4. **Adding it up for C2:** We need to add $\sqrt{1+2t}$ along our path from t=0 to t=2:
$\int_{0}^{2} \sqrt{1+2t} \, dt$. This one looks a little tricky because of the $1+2t$ inside the square root! I like to think of this as if we're measuring something new, let's call it 'u'. If we let $u = 1+2t$, then when 't' changes a tiny bit, 'u' changes twice as fast (because of the '2t' part). This means a tiny 'dt' is actually half of a tiny 'du'. And, when t=0, u becomes $1+2(0)=1$. When t=2, u becomes $1+2(2)=5$.

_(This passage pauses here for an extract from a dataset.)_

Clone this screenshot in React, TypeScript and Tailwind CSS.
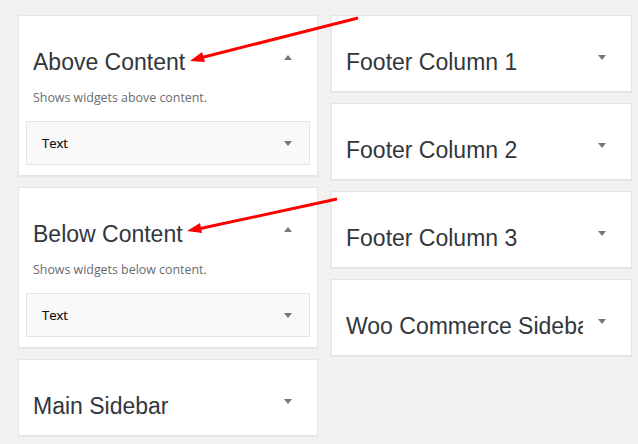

So, our adding-up problem becomes: $\int_{1}^{5} \sqrt{u} (\frac{1}{2} \, du) = \frac{1}{2} \int_{1}^{5} u^{1/2} \, du$.
Using our power trick again: $\frac{1}{2} [\frac{u^{3/2}}{3/2}]_{1}^{5} = \frac{1}{2} \times \frac{2}{3} [u^{3/2}]_{1}^{5} = \frac{1}{3} [u^{3/2}]_{1}^{5}$.
Now, plug in the 'u' values: $\frac{1}{3} (5^{3/2} - 1^{3/2})$.
Remember that $5^{3/2}$ is $5 \times \sqrt{5}$, and $1^{3/2}$ is just 1.
So, the result for C2 is $\frac{1}{3} (5\sqrt{5} - 1)$.

**Putting it all together for Part b:**
The total measurement for the whole path C is simply the sum of the measurements from C1 and C2.
Total = (Result from C1) + (Result from C2)
Total = $\frac{2}{3} + \frac{1}{3}(5\sqrt{5} - 1)$
Total = $\frac{2}{3} + \frac{5\sqrt{5}}{3} - \frac{1}{3}$
Total = $\frac{2 - 1 + 5\sqrt{5}}{3} = \frac{1 + 5\sqrt{5}}{3}$.